The figures reveal a dramatic shift. Between January and September 2021, aggregators raised nearly $9 billion collectively. During the same period this year, that figure collapsed to just $2.3 billion - a bell curve trajectory suggesting prolonged financial constraints ahead.
Operational Shortcomings Meet Macroeconomic Headwinds
The sector faces a perfect storm of external pressures and self-inflicted wounds. Crunchbase data shows venture funding overall declined 27% year-over-year in Q2 2022, yet brand aggregators suffered a 77% drop - indicating unique vulnerabilities beyond broader market conditions.
Many early-stage players prioritized rapid expansion over operational excellence, with some performing worse than the Amazon sellers they acquired. As sales continue shrinking, a harsh reality emerges: without skilled merchant operators, aggregators have no sustainable advantage. Store management capabilities now outweigh merger experience.
Industry observers noted as early as March that some aggregators paused acquisitions due to inflated seller valuations, supply chain disruptions, and stagnant growth of purchased brands - clear signs of structural realignment.
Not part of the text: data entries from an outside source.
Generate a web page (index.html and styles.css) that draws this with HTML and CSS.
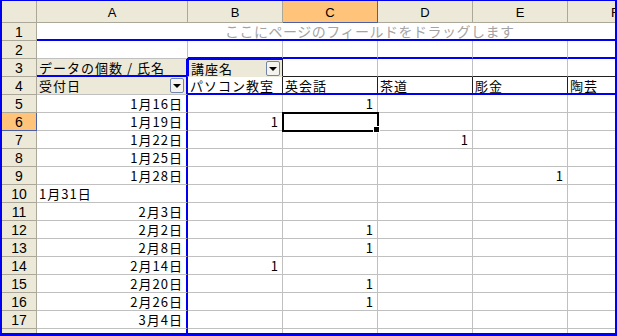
FILE: index.html
```html
<!DOCTYPE html>
<html lang="ja">
<head>
<meta charset="UTF-8">
<title>ピボットテーブル</title>
<link rel="stylesheet" href="styles.css">
</head>
<body>

<div class="frame">
<div class="sheet">
  <!-- column headers -->
  <div class="corner"></div>
  <div class="ch">A</div>
  <div class="ch">B</div>
  <div class="ch sel-col">C</div>
  <div class="ch">D</div>
  <div class="ch">E</div>
  <div class="ch">F</div>

  <!-- row 1: page field drop zone -->
  <div class="rh">1</div>
  <div class="c page-zone blue-b">ここにページのフィールドをドラッグします</div>

  <!-- row 2 -->
  <div class="rh">2</div>
  <div class="c"></div>
  <div class="c blue-b"></div>
  <div class="c blue-b"></div>
  <div class="c blue-b"></div>
  <div class="c blue-b"></div>
  <div class="c blue-b"></div>

  <!-- row 3 -->
  <div class="rh">3</div>
  <div class="c field blue-b blue-r">データの個数 / 氏名</div>
  <div class="c field col-field dark-r">講座名<span class="drop"></span></div>
  <div class="c dark-b"></div>
  <div class="c dark-b"></div>
  <div class="c dark-b"></div>
  <div class="c dark-b"></div>

  <!-- row 4 -->
  <div class="rh">4</div>
  <div class="c field blue-r">受付日<span class="drop"></span></div>
  <div class="c blue-b dark-r">パソコン教室</div>
  <div class="c blue-b dark-r">英会話</div>
  <div class="c blue-b dark-r">茶道</div>
  <div class="c blue-b dark-r">彫金</div>
  <div class="c blue-b dark-r">陶芸</div>

  <div class="rh">5</div>
  <div class="c num blue-r">1月16日</div>
  <div class="c"></div>
  <div class="c num">1</div>
  <div class="c"></div>
  <div class="c"></div>
  <div class="c"></div>

  <div class="rh sel-row">6</div>
  <div class="c num blue-r">1月19日</div>
  <div class="c num">1</div>
  <div class="c active"></div>
  <div class="c"></div>
  <div class="c"></div>
  <div class="c"></div>

  <div class="rh">7</div>
  <div class="c num blue-r">1月22日</div>
  <div class="c"></div>
  <div class="c"></div>
  <div class="c num">1</div>
  <div class="c"></div>
  <div class="c"></div>

  <div class="rh">8</div>
  <div class="c num blue-r">1月25日</div>
  <div class="c"></div>
  <div class="c"></div>
  <div class="c"></div>
  <div class="c"></div>
  <div class="c"></div>

  <div class="rh">9</div>
  <div class="c num blue-r">1月28日</div>
  <div class="c"></div>
  <div class="c"></div>
  <div class="c"></div>
  <div class="c num">1</div>
  <div class="c"></div>

  <div class="rh">10</div>
  <div class="c blue-r">1月31日</div>
  <div class="c"></div>
  <div class="c"></div>
  <div class="c"></div>
  <div class="c"></div>
  <div class="c"></div>

  <div class="rh">11</div>
  <div class="c num blue-r">2月3日</div>
  <div class="c"></div>
  <div class="c"></div>
  <div class="c"></div>
  <div class="c"></div>
  <div class="c"></div>

  <div class="rh">12</div>
  <div class="c num blue-r">2月2日</div>
  <div class="c"></div>
  <div class="c num">1</div>
  <div class="c"></div>
  <div class="c"></div>
  <div class="c"></div>

  <div class="rh">13</div>
  <div class="c num blue-r">2月8日</div>
  <div class="c"></div>
  <div class="c num">1</div>
  <div class="c"></div>
  <div class="c"></div>
  <div class="c"></div>

  <div class="rh">14</div>
  <div class="c num blue-r">2月14日</div>
  <div class="c num">1</div>
  <div class="c"></div>
  <div class="c"></div>
  <div class="c"></div>
  <div class="c"></div>

  <div class="rh">15</div>
  <div class="c num blue-r">2月20日</div>
  <div class="c"></div>
  <div class="c num">1</div>
  <div class="c"></div>
  <div class="c"></div>
  <div class="c"></div>

  <div class="rh">16</div>
  <div class="c num blue-r">2月26日</div>
  <div class="c"></div>
  <div class="c num">1</div>
  <div class="c"></div>
  <div class="c"></div>
  <div class="c"></div>

  <div class="rh">17</div>
  <div class="c num blue-r">3月4日</div>
  <div class="c"></div>
  <div class="c"></div>
  <div class="c"></div>
  <div class="c"></div>
  <div class="c"></div>

  <div class="rh">18</div>
  <div class="c num blue-r">3月10日</div>
  <div class="c"></div>
  <div class="c"></div>
  <div class="c"></div>
  <div class="c"></div>
  <div class="c"></div>
</div>
</div>

</body>
</html>
```

FILE: styles.css
```css
* {
  box-sizing: border-box;
  margin: 0;
  padding: 0;
}

body {
  width: 617px;
  height: 336px;
  overflow: hidden;
  background: #fff;
  font-family: "Noto Sans CJK JP", "DejaVu Sans", sans-serif;
  font-size: 13px;
  color: #000;
}

.frame {
  width: 617px;
  height: 336px;
  border-style: solid;
  border-color: #0000f0;
  border-width: 1px 2px 3px 2px;
  overflow: hidden;
}

.sheet {
  display: grid;
  grid-template-columns: 35px 151px 95px 95px 95px 95px 95px;
  grid-template-rows: 22px repeat(18, 18px);
  width: 631px;
}

.corner,
.ch,
.rh {
  background-color: #ece9d8;
  border-right: 1px solid #aca899;
  border-bottom: 1px solid #aca899;
  display: flex;
  align-items: center;
  justify-content: center;
  line-height: 1;
}

.ch {
  font-family: "Liberation Sans", sans-serif;
  font-size: 13px;
  padding-top: 1px;
}

.rh {
  font-family: "Liberation Sans", sans-serif;
  font-size: 14px;
}

.sel-col,
.sel-row {
  background-color: #ffc47a;
  border-color: #4b5fa8;
}

.c {
  border-right: 1px solid #c0c0c0;
  border-bottom: 1px solid #c0c0c0;
  display: flex;
  align-items: center;
  padding: 0 2px;
  white-space: nowrap;
  overflow: hidden;
  line-height: 1;
  letter-spacing: 1px;
  position: relative;
}

.num {
  justify-content: flex-end;
  padding-right: 3px;
}

.page-zone {
  grid-column: 2 / span 6;
  color: #a4a4a4;
  font-size: 14px;
  padding-left: 188px;
  border-right: none;
  letter-spacing: 0.5px;
}

.field {
  background-color: #ece9d8;
}

.col-field {
  border-top: 2px solid #0000f0;
  border-left: 2px solid #0000f0;
  border-bottom-color: #ece9d8;
  margin-top: -1px;
  margin-left: -1px;
}

.blue-b {
  border-bottom: 2px solid #0000f0;
}

.blue-r {
  border-right: 2px solid #0000f0;
}

.dark-r {
  border-right-color: #202020;
}

.dark-b {
  border-bottom-color: #202020;
}

.drop {
  margin-left: auto;
  width: 14px;
  height: 15px;
  border: 1px solid #6f86a8;
  border-radius: 2px;
  background-color: #f4f3ee;
  display: flex;
  align-items: center;
  justify-content: center;
}

.drop::after {
  content: "";
  border-left: 4px solid transparent;
  border-right: 4px solid transparent;
  border-top: 4px solid #000;
  margin-top: 1px;
}

.active {
  outline: 2px solid #000;
  outline-offset: -1px;
  overflow: visible;
  z-index: 1;
}

.active::after {
  content: "";
  position: absolute;
  right: -3px;
  bottom: -3px;
  width: 5px;
  height: 5px;
  background-color: #000;
  border: 1px solid #fff;
}
```
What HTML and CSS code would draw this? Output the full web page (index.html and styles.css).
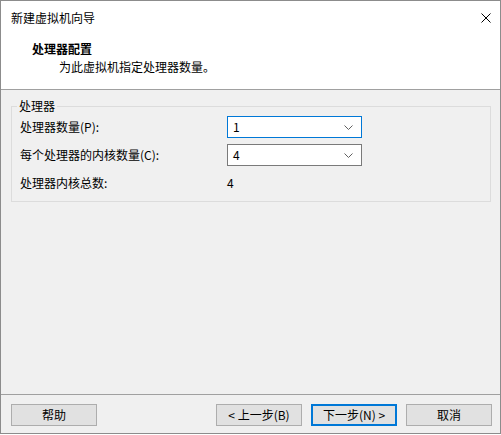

Strategic Pivots: From Acquisition to Innovation
Facing existential challenges, aggregators are reinventing their playbooks. The traditional "buy-and-optimize" model shows cracks, prompting diversification strategies:
Vertical specialization: Some focus on becoming category-specific merchandisers rather than generalist acquirers.
Product development: Forward-thinking firms supplement acquisitions with original brand creation.
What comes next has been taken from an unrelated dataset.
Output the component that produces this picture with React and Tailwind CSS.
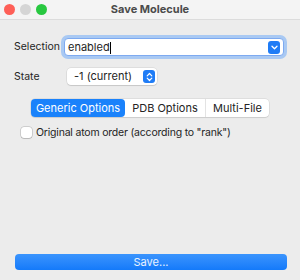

Channel expansion: Many explore direct-to-consumer (DTC) models and non-Amazon marketplaces to reduce platform dependence.
These shifts reflect an industry moving from financial engineering toward genuine value creation through branding, innovation, and multi-channel distribution.
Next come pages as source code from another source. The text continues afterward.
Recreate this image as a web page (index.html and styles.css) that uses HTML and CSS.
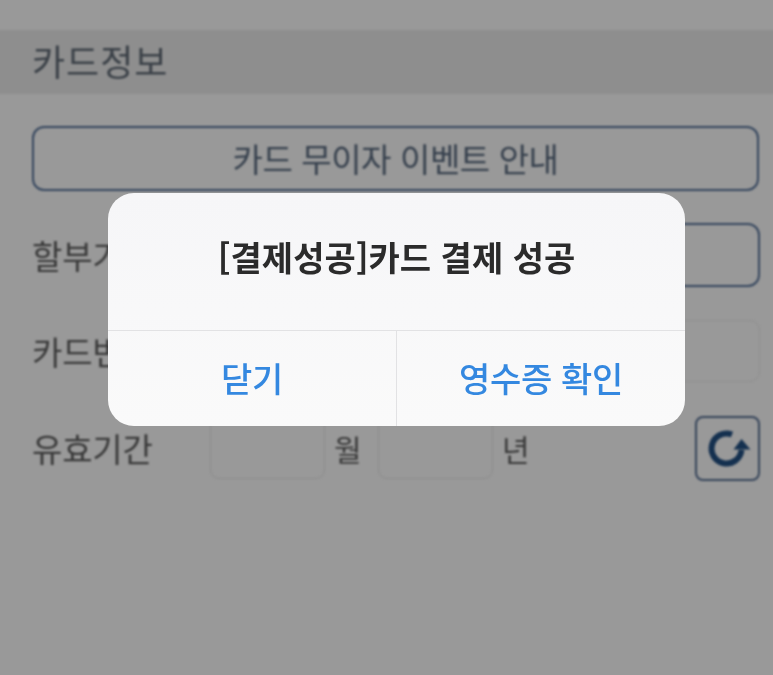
FILE: index.html
```html
<!DOCTYPE html>
<html lang="ko">
<head>
<meta charset="utf-8">
<title>카드정보</title>
<link rel="stylesheet" href="styles.css">
</head>
<body>
<div class="page">
  <h2 class="section">카드정보</h2>
  <div class="form">
    <div class="event-btn">카드 무이자 이벤트 안내</div>
    <div class="row">
      <span class="label">할부기간</span>
      <div class="select"></div>
    </div>
    <div class="row">
      <span class="label">카드번호</span>
      <div class="input-num"></div>
    </div>
    <div class="row date">
      <span class="label">유효기간</span>
      <div class="input-date"></div>
      <span class="unit">월</span>
      <div class="input-date"></div>
      <span class="unit">년</span>
      <div class="refresh">
        <svg viewBox="0 0 48 48" width="48" height="48">
          <path class="arc" d="M28 10.5 A15 15 0 1 0 37.5 26"/>
          <path class="head" d="M37.5 15 L46.5 25.5 L29.5 25.5 Z"/>
        </svg>
      </div>
    </div>
  </div>
</div>
<div class="dialog">
  <div class="dialog-msg">[결제성공]카드 결제 성공</div>
  <div class="dialog-actions">
    <div class="action">닫기</div>
    <div class="action">영수증 확인</div>
  </div>
</div>
</body>
</html>
```
FILE: styles.css
```css
* { box-sizing: border-box; }
html, body { margin: 0; height: 100%; }
body {
  width: 773px;
  height: 675px;
  overflow: hidden;
  background: #999999;
  font-family: "Noto Sans CJK KR", "Noto Sans", sans-serif;
  position: relative;
}
.page {
  margin: 0 -6px;
  padding-top: 30px;
  filter: blur(0.8px);
}
.section {
  margin: 0;
  height: 64px;
  padding-left: 38px;
  background: #8e8e8e;
  color: #3a4047;
  font-size: 36px;
  font-weight: 400;
  line-height: 60px;
  letter-spacing: 1px;
}
.form {
  padding: 32px 19px 0 38px;
  display: flex;
  flex-direction: column;
}
.event-btn {
  width: 727px;
  height: 65px;
  border: 2px solid #35465e;
  border-radius: 12px;
  text-align: center;
  color: #36404d;
  font-size: 33px;
  line-height: 60px;
  letter-spacing: -0.4px;
}
.row {
  display: flex;
  align-items: center;
  height: 64px;
  margin-top: 32px;
  position: relative;
}
.label {
  color: #383838;
  font-size: 33px;
  width: 178px;
  flex: none;
  letter-spacing: -0.2px;
}
.select {
  margin-left: auto;
  width: 500px;
  height: 64px;
  border: 2px solid #35465e;
  border-radius: 12px;
}
.input-num {
  margin-left: auto;
  width: 500px;
  height: 62px;
  border: 1px solid #8f8f8f;
  border-radius: 10px;
}
.date { margin-top: 33px; }
.input-date {
  width: 115px;
  height: 62px;
  border: 1px solid #8c8c8c;
  border-radius: 9px;
  flex: none;
}
.unit {
  color: #383838;
  font-size: 30px;
  width: 53px;
  padding-left: 9px;
  flex: none;
}
.unit:last-of-type { width: auto; }
.refresh {
  margin-left: auto;
  width: 65px;
  height: 65px;
  border: 2px solid #35445a;
  border-radius: 8px;
  display: flex;
  align-items: center;
  justify-content: center;
}
.arc { fill: none; stroke: #14304f; stroke-width: 6; }
.head { fill: #14304f; }
.dialog {
  position: absolute;
  left: 108px;
  top: 193px;
  width: 577px;
  height: 233px;
  background: linear-gradient(#f6f6f8, #fafafa);
  border-radius: 26px;
  display: flex;
  flex-direction: column;
  filter: blur(0.6px);
}
.dialog-msg {
  height: 138px;
  padding-bottom: 10px;
  display: flex;
  align-items: center;
  justify-content: center;
  color: #2b2b2b;
  font-size: 34px;
  font-weight: 700;
  letter-spacing: 0;
  border-bottom: 1px solid #e2e2e4;
}
.dialog-actions { flex: 1; display: flex; }
.action {
  display: flex;
  align-items: center;
  justify-content: center;
  padding-bottom: 2px;
  color: #3488e0;
  font-size: 34px;
  font-weight: 500;
  letter-spacing: -0.3px;
}
.action:first-child { width: 289px; border-right: 1px solid #e2e2e4; }
.action:last-child { flex: 1; }
```
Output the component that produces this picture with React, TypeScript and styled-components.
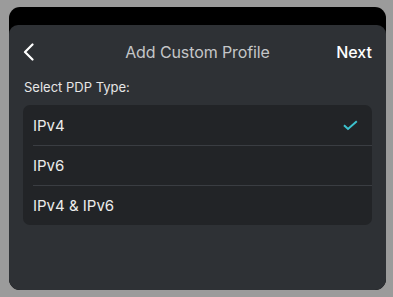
import React, { useState } from "react";
import styled, { createGlobalStyle } from "styled-components";

const GlobalStyle = createGlobalStyle`
  html, body {
    margin: 0;
    padding: 0;
    background: #9b9b9b;
    font-family: Inter, "Noto Sans", sans-serif;
  }
`;

const Frame = styled.div`
  margin: 7px 0 0 9px;
  width: 377px;
  height: 283px;
  background: #000;
  border-radius: 11px;
  overflow: hidden;
  display: flex;
  flex-direction: column;
  padding-top: 18px;
  box-sizing: border-box;
`;

const Sheet = styled.div`
  flex: 1;
  background: #2e3135;
  border-radius: 9px 9px 0 0;
  display: flex;
  flex-direction: column;
`;

const Header = styled.div`
  height: 54px;
  display: grid;
  grid-template-columns: 60px 1fr 60px;
  align-items: center;
  padding: 0 14px;
`;

const BackButton = styled.button`
  background: none;
  border: none;
  padding: 0;
  display: flex;
  align-items: center;
  cursor: pointer;
`;

const Title = styled.div`
  text-align: center;
  color: #c4c6c8;
  font-size: 16px;
  letter-spacing: -0.1px;
`;

const NextButton = styled.button`
  justify-self: end;
  background: none;
  border: none;
  padding: 0;
  color: #fff;
  font-family: inherit;
  font-size: 16px;
  font-weight: 500;
  cursor: pointer;
`;

const Label = styled.div`
  color: #e6e6e6;
  font-size: 13px;
  padding: 0 15px;
`;

const List = styled.div`
  margin: 10px 14px 0 14px;
  background: #222427;
  border-radius: 7px;
  overflow: hidden;
`;

const Row = styled.div<{ divided?: boolean }>`
  height: 40px;
  display: flex;
  align-items: center;
  justify-content: space-between;
  margin-left: 10px;
  padding-right: 14px;
  color: #ececec;
  font-size: 15px;
  cursor: pointer;
  box-shadow: ${(p) => (p.divided ? "inset 0 1px 0 #3a3d42" : "none")};
`;

const Check = () => (
  <svg width="15" height="11" viewBox="0 0 15 11">
    <path d="M1 5.2 L5 9 L13.8 1.2" fill="none" stroke="#3cc1cd" strokeWidth="2" />
  </svg>
);

const options = ["IPv4", "IPv6", "IPv4 & IPv6"];

export default function App() {
  const [selected, setSelected] = useState("IPv4");
  return (
    <>
      <GlobalStyle />
      <Frame>
        <Sheet>
          <Header>
            <BackButton>
              <svg width="12" height="18" viewBox="0 0 12 18">
                <path d="M9.5 1.5 L2 9 L9.5 16.5" fill="none" stroke="#fff" strokeWidth="2.2" strokeLinecap="round" strokeLinejoin="round" />
              </svg>
            </BackButton>
            <Title>Add Custom Profile</Title>
            <NextButton>Next</NextButton>
          </Header>
          <Label>Select PDP Type:</Label>
          <List>
            {options.map((o, i) => (
              <Row key={o} divided={i > 0} onClick={() => setSelected(o)}>
                <span>{o}</span>
                {selected === o && <Check />}
              </Row>
            ))}
          </List>
        </Sheet>
      </Frame>
    </>
  );
}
Seller Considerations in a Cooling Market
For Amazon merchants considering exits, aggregators remain viable buyers - but require heightened due diligence. With dry powder still available (much 2021 funding remains unspent), sellers gain negotiating leverage to identify partners with:
Operational expertise: Demonstrated ability to grow brands post-acquisition
Strategic vision: Clear roadmap beyond financial arbitrage
Vertical alignment: Category-specific knowledge that creates synergies
Market Maturation Through Creative Destruction
The current contraction doesn't signal the model's failure, but rather its evolution. After speculative excess, the focus shifts to sustainable economics. Surviving players will likely combine:
Operational discipline: Profitability over growth-at-all-costs
Brand building: Creating enduring consumer relationships
Channel diversification: Reducing Amazon dependence
For sellers, this recalibration presents both challenges and opportunities. Selective partnerships with financially stable, operationally capable aggregators may yield optimal outcomes. The industry's growing pains could ultimately produce a healthier ecosystem - but only for those who adapt.